*Interface markup and scripts*:
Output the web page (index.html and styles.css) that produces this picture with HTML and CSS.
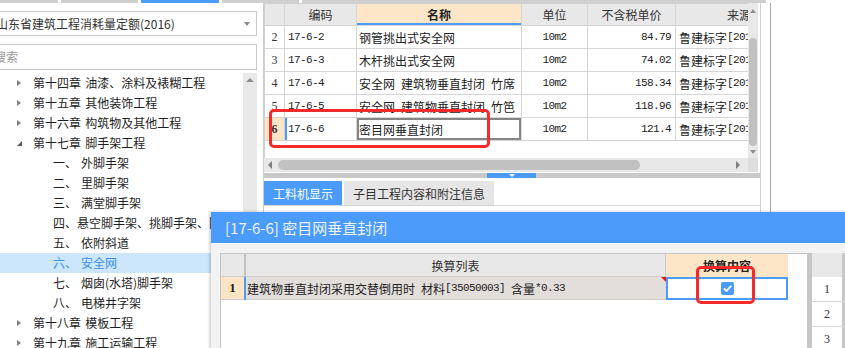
FILE: index.html
```html
<!DOCTYPE html>
<html lang="zh-CN">
<head>
<meta charset="utf-8">
<title>定额</title>
<link rel="stylesheet" href="styles.css">
</head>
<body>
<div class="app">
  <div class="topstrip">
    <span class="seg s1"></span><span class="seg s2"></span><span class="seg s3 active"></span><span class="seg s4"></span><span class="seg s5"></span>
  </div>
  <div class="main">
    <aside class="left">
      <div class="combo"><span>山东省建筑工程消耗量定额(2016)</span><i class="caret"></i></div>
      <div class="search">搜索</div>
      <div class="treewrap">
        <ul class="tree">
          <li class="chap"><i class="tri"></i>第十四章 油漆、涂料及裱糊工程</li>
          <li class="chap"><i class="tri"></i>第十五章 其他装饰工程</li>
          <li class="chap"><i class="tri"></i>第十六章 构筑物及其他工程</li>
          <li class="chap open"><i class="tri"></i>第十七章 脚手架工程</li>
          <li class="sub"><span class="num">一、</span>外脚手架</li>
          <li class="sub"><span class="num">二、</span>里脚手架</li>
          <li class="sub"><span class="num">三、</span>满堂脚手架</li>
          <li class="sub"><span class="num">四、</span>悬空脚手架、挑脚手架、防护架</li>
          <li class="sub"><span class="num">五、</span>依附斜道</li>
          <li class="sub selected"><span class="num">六、</span>安全网</li>
          <li class="sub"><span class="num">七、</span>烟囱(水塔)脚手架</li>
          <li class="sub"><span class="num">八、</span>电梯井字架</li>
          <li class="chap"><i class="tri"></i>第十八章 模板工程</li>
          <li class="chap"><i class="tri"></i>第十九章 施工运输工程</li>
        </ul>
        <div class="lscroll"><i class="arrow-up"></i></div>
      </div>
    </aside>
    <div class="split"></div>
    <section class="right">
      <div class="gridarea">
        <div class="grid">
          <div class="row head">
            <div class="c rn"></div>
            <div class="c">编码</div>
            <div class="c hl">名称</div>
            <div class="c">单位</div>
            <div class="c">不含税单价</div>
            <div class="c src-h">来源</div>
          </div>
          <div class="row">
            <div class="c rn">2</div>
            <div class="c code mono">17-6-2</div>
            <div class="c name">钢管挑出式安全网</div>
            <div class="c unit mono">10m2</div>
            <div class="c price mono">84.79</div>
            <div class="c src">鲁建标字<span class="mono">[2016]</span></div>
          </div>
          <div class="row">
            <div class="c rn">3</div>
            <div class="c code mono">17-6-3</div>
            <div class="c name">木杆挑出式安全网</div>
            <div class="c unit mono">10m2</div>
            <div class="c price mono">74.02</div>
            <div class="c src">鲁建标字<span class="mono">[2016]</span></div>
          </div>
          <div class="row">
            <div class="c rn">4</div>
            <div class="c code mono">17-6-4</div>
            <div class="c name">安全网 建筑物垂直封闭 竹席</div>
            <div class="c unit mono">10m2</div>
            <div class="c price mono">158.34</div>
            <div class="c src">鲁建标字<span class="mono">[2016]</span></div>
          </div>
          <div class="row">
            <div class="c rn">5</div>
            <div class="c code mono">17-6-5</div>
            <div class="c name">安全网 建筑物垂直封闭 竹笆</div>
            <div class="c unit mono">10m2</div>
            <div class="c price mono">118.96</div>
            <div class="c src">鲁建标字<span class="mono">[2016]</span></div>
          </div>
          <div class="row cur">
            <div class="c rn">6</div>
            <div class="c code mono">17-6-6</div>
            <div class="c name edit">密目网垂直封闭</div>
            <div class="c unit mono">10m2</div>
            <div class="c price mono">121.4</div>
            <div class="c src">鲁建标字<span class="mono">[2016]</span></div>
          </div>
        </div>
        <div class="vbar"><i class="arrow-up"></i><span class="vthumb"></span><i class="arrow-down"></i></div>
      </div>
      <div class="hscroll">
        <div class="htrack"><i class="arrow-left"></i><span class="hthumb"></span><i class="arrow-right"></i></div>
        <div class="corner"></div>
      </div>
      <div class="splitter"><span class="handle"><i class="hdown"></i></span></div>
      <div class="tabs">
        <div class="tab active">工料机显示</div>
        <div class="tab">子目工程内容和附注信息</div>
      </div>
      <div class="tabbody"></div>
    </section>
    <div class="gap"></div>
    <div class="vline"></div>
    <div class="far"></div>
  </div>

  <div class="dialog">
    <div class="dtitle">[17-6-6] 密目网垂直封闭</div>
    <div class="dbody">
      <div class="dtable">
        <div class="drow dhead">
          <div class="d-rn"></div>
          <div class="d-sep"></div>
          <div class="d-list">换算列表</div>
          <div class="d-content hl">换算内容</div>
          <div class="d-rest"></div>
        </div>
        <div class="drow dsel">
          <div class="d-rn">1</div>
          <div class="d-sep blue"></div>
          <div class="d-list txt">建筑物垂直封闭采用交替倒用时 材料<span class="mono">[35050003]</span> 含量<span class="mono">*0.33</span><i class="redtri"></i></div>
          <div class="d-content chk">
            <svg width="13" height="13" viewBox="0 0 13 13"><rect width="13" height="13" rx="2" fill="#4a9bfa"/><path d="M3.4 6.8 L5.6 9 L9.7 4.3" stroke="#fff" stroke-width="1.8" fill="none" stroke-linecap="round" stroke-linejoin="round"/></svg>
          </div>
          <div class="d-rest"></div>
        </div>
      </div>
      <div class="dsplit"></div>
      <div class="mini">
        <div class="mhead"><span class="mcell"></span><span class="mfill"></span></div>
        <div class="mrow"><span class="mcell">1</span><span class="mfill"></span></div>
        <div class="mrow"><span class="mcell">2</span><span class="mfill"></span></div>
        <div class="mrow"><span class="mcell">3</span><span class="mfill"></span></div>
      </div>
    </div>
  </div>

  <div class="mark mark1"></div>
  <div class="mark mark2"></div>
</div>
</body>
</html>
```
FILE: styles.css
```css
* { box-sizing: border-box; }
body {
  margin: 0;
  width: 845px;
  height: 348px;
  overflow: hidden;
  background: #fff;
  font-family: "Noto Sans CJK SC", "Noto Sans", sans-serif;
  font-size: 12px;
  color: #222;
}
.app { position: relative; width: 845px; height: 348px; overflow: hidden; }

.mono { font-family: "Liberation Mono", monospace; font-size: 11px; letter-spacing: -0.6px; word-spacing: 0; }

/* top strip */
.topstrip { display: flex; height: 3px; gap: 3px; }
.seg { background: #cfcfcf; height: 3px; }
.s1 { width: 58px; }
.s2 { width: 77px; }
.s3 { width: 78px; }
.s4 { width: 77px; }
.s5 { width: 464px; }
.seg.active { background: #4a9bfa; }

.main { display: flex; height: 345px; }

/* left panel */
.left { width: 262px; flex: none; display: flex; flex-direction: column; overflow: hidden; }
.combo {
  flex: none;
  margin: 8px 0 0 -10px;
  width: 267px; height: 25px;
  border: 1px solid #c9c9c9;
  display: flex; align-items: center;
  padding-left: 5px;
  color: #333;
  white-space: nowrap;
}
.caret {
  margin-left: auto; margin-right: 6px;
  width: 0; height: 0;
  border-left: 3px solid transparent; border-right: 3px solid transparent;
  border-top: 4px solid #8a8a8a;
}
.search {
  flex: none;
  margin: 8px 0 0 -10px;
  width: 267px; height: 26px;
  border: 1px solid #c9c9c9;
  padding-left: 3px;
  line-height: 24px;
  color: #9a9a9a;
}
.treewrap { margin-top: 3px; flex: 1; min-height: 0; display: flex; }
.tree { width: 243px; margin: 0; padding: 0; list-style: none; overflow: hidden; word-spacing: 1.5px; }
.tree li { height: 20px; line-height: 20px; display: flex; align-items: center; white-space: nowrap; color: #1e1e1e; }
.tree .chap { padding-left: 17px; }
.tree .tri {
  width: 0; height: 0; margin-right: 12px;
  border-top: 3.5px solid transparent; border-bottom: 3.5px solid transparent;
  border-left: 4px solid #7d7d7d;
}
.tree .open .tri {
  border-top: 0; border-bottom: 5px solid #5a5a5a;
  border-left: 5px solid transparent;
  margin-right: 11px;
}
.tree .sub { padding-left: 53px; }
.tree .num { display: inline-block; width: 28px; }
.tree .selected { background: #cce6fb; color: #3d8fe6; }
.lscroll { width: 14px; flex: none; background: #e9e9e9; margin-right: 5px; display: flex; justify-content: center; padding-top: 5px; }
.arrow-up {
  display: block; width: 0; height: 0;
  border-left: 4px solid transparent; border-right: 4px solid transparent;
  border-bottom: 4px solid #8f8f8f;
}
.arrow-down {
  display: block; width: 0; height: 0;
  border-left: 4px solid transparent; border-right: 4px solid transparent;
  border-top: 4px solid #8f8f8f;
}

.split { width: 2px; flex: none; background: linear-gradient(90deg, #fff 0 1px, #cdcdcd 1px 2px); }

/* right panel */
.right { width: 497px; flex: none; display: flex; flex-direction: column; border-right: 1px solid #cfcfcf; }
.gridarea { display: flex; height: 155px; flex: none; }
.grid { width: 484px; border-top: 1px solid #d0d0d0; border-left: 1px solid #d0d0d0; }
.row { display: grid; grid-template-columns: 20px 72px 165px 66px 88px 72px; height: 23px; }
.row.head { height: 22px; }
.c {
  border-right: 1px solid #d6d6d6; border-bottom: 1px solid #d6d6d6;
  display: flex; align-items: center;
  white-space: nowrap; overflow: hidden;
}
.head .c { background: #e8e8e8; justify-content: center; color: #333; }
.head .hl { background: #fde6c7; font-weight: bold; box-shadow: inset 0 -2px 0 #4a9bfa; color: #222; }
.head .src-h { justify-content: flex-end; border-right: 0; margin-right: -3px; }
.rn { justify-content: center; font-family: "Liberation Serif", serif; font-size: 12px; color: #333; }
.code { padding-left: 3px; }
.name { padding-left: 2px; word-spacing: 3.3px; }
.unit { justify-content: center; }
.price { justify-content: flex-end; padding-right: 4px; }
.src { padding-left: 3px; border-right: 0; }
.cur .rn { background: #fde4c4; font-weight: bold; }
.cur .code { box-shadow: inset 2px 0 0 #4a9bfa; }
.cur .edit { box-shadow: inset 0 0 0 2px #858585; }

.vbar { width: 10px; margin-right: 2px; background: #e8e8e8; display: flex; flex-direction: column; align-items: center; padding-top: 6px; }
.vbar .arrow-up { border-left-width: 3.5px; border-right-width: 3.5px; }
.vthumb { width: 8px; height: 108px; margin-top: 25px; background: #c1c1c1; border-radius: 4px; }
.vbar .arrow-down { margin-top: 4px; border-left-width: 3.5px; border-right-width: 3.5px; }

.hscroll { display: flex; height: 14px; flex: none; }
.htrack { width: 484px; background: #e8e8e8; display: flex; align-items: center; padding-left: 4px; }
.arrow-left {
  display: block; width: 0; height: 0;
  border-top: 4px solid transparent; border-bottom: 4px solid transparent;
  border-right: 4px solid #7d7d7d;
}
.arrow-right {
  display: block; width: 0; height: 0; margin-left: 96px;
  border-top: 4px solid transparent; border-bottom: 4px solid transparent;
  border-left: 4px solid #7d7d7d;
}
.hthumb { width: 362px; height: 10px; margin-left: 6px; background: #c1c1c1; border-radius: 5px; }
.corner { width: 10px; background: #dedede; }

.splitter { margin-top: 1px; height: 5px; flex: none; background: #c9c9c9; display: flex; }
.handle { margin-left: 223px; width: 49px; background: #4a9bfa; display: flex; justify-content: center; align-items: center; }
.hdown {
  width: 0; height: 0;
  border-left: 3px solid transparent; border-right: 3px solid transparent;
  border-top: 3px solid #fff;
}

.tabs { margin-top: 3px; height: 24px; flex: none; display: flex; gap: 2px; }
.tab { height: 24px; display: flex; align-items: center; justify-content: center; background: #e6e6e6; color: #333; width: 150px; font-size: 12px; }
.tab.active { width: 78px; background: #4a9bfa; color: #fff; }
.tabbody { flex: 1; border-top: 1px solid #d6d6d6; }

.gap { width: 9px; flex: none; }
.vline { width: 1px; flex: none; background: #a9a9a9; }
.far { flex: 1; }

/* dialog */
.dialog {
  position: absolute; left: 211px; top: 212px;
  width: 650px; height: 140px;
  background: #f3f3f3;
  box-shadow: -1px 0 3px rgba(0,0,0,0.25);
  display: flex; flex-direction: column;
}
.dtitle {
  flex: none;
  height: 31px; line-height: 31px;
  background: #4a9bfa; color: #eaf3ff;
  font-size: 15px; padding-left: 14px;
}
.dbody { flex: 1; display: flex; padding: 10px 0 0 9px; }
.dtable { width: 588px; flex: none; border: 1px solid #c6c6c6; border-bottom: 0; background: #fff; }
.drow { display: flex; height: 23px; }
.d-rn { width: 23px; flex: none; display: flex; align-items: center; justify-content: center; font-family: "Liberation Serif", serif; font-size: 13px; }
.d-sep { width: 2px; flex: none; background: #c2c2c2; }
.d-sep.blue { background: #4a9bfa; }
.d-list { width: 420px; flex: none; display: flex; align-items: center; white-space: pre; overflow: hidden; position: relative; }
.d-content { width: 122px; flex: none; display: flex; align-items: center; justify-content: center; }
.d-rest { flex: 1; }
.dhead .d-rn, .dhead .d-list { background: #e8e8e8; border-bottom: 1px solid #cdcdcd; }
.dhead .d-list { justify-content: center; border-right: 1px solid #cdcdcd; color: #333; }
.dhead .d-content { background: #fde6c7; font-weight: bold; }
.dsel .d-rn { background: #fde4c4; font-weight: bold; border-bottom: 1px solid #cdcdcd; }
.dsel .txt { background: #e2dedc; padding-left: 1px; border-bottom: 1px solid #cdcdcd; color: #222; word-spacing: 3.3px; }
.redtri {
  position: absolute; right: 0; top: 0; width: 0; height: 0;
  border-top: 5px solid #e8141c; border-left: 5px solid transparent;
}
.chk { box-shadow: inset 0 0 0 2px #4a9bfa; background: #fff; }
.chk svg { display: block; }
.dsplit { width: 4px; flex: none; background: #c6c6c6; }
.mini { flex: 1; background: #fff; }
.mhead, .mrow { display: flex; }
.mhead { height: 24px; background: #e8e8e8; }
.mrow { height: 25px; border-bottom: 1px solid #d4d4d4; }
.mcell { width: 33px; border-right: 3px solid #c8c8c8; display: flex; align-items: center; justify-content: center; font-family: "Liberation Serif", serif; font-size: 12px; color: #333; }
.mfill { flex: 1; }

/* annotations */
.mark { position: absolute; border: 3px solid #f52b2b; border-radius: 5px; }
.mark1 { left: 269px; top: 109px; width: 221px; height: 39px; }
.mark2 { left: 696px; top: 266px; width: 59px; height: 38px; }
```
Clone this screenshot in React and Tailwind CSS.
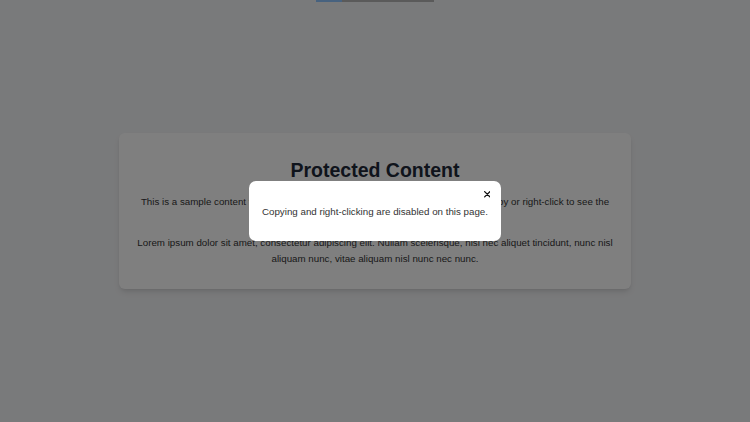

*WHAT YOU HAVE TO DO*: Pick out the lines containing the string "styles".

*SOLVED PROBLEM*:
Output the web page (index.html and styles.css) that produces this picture with HTML and CSS.
<link rel="stylesheet" href="styles.css">
FILE: styles.css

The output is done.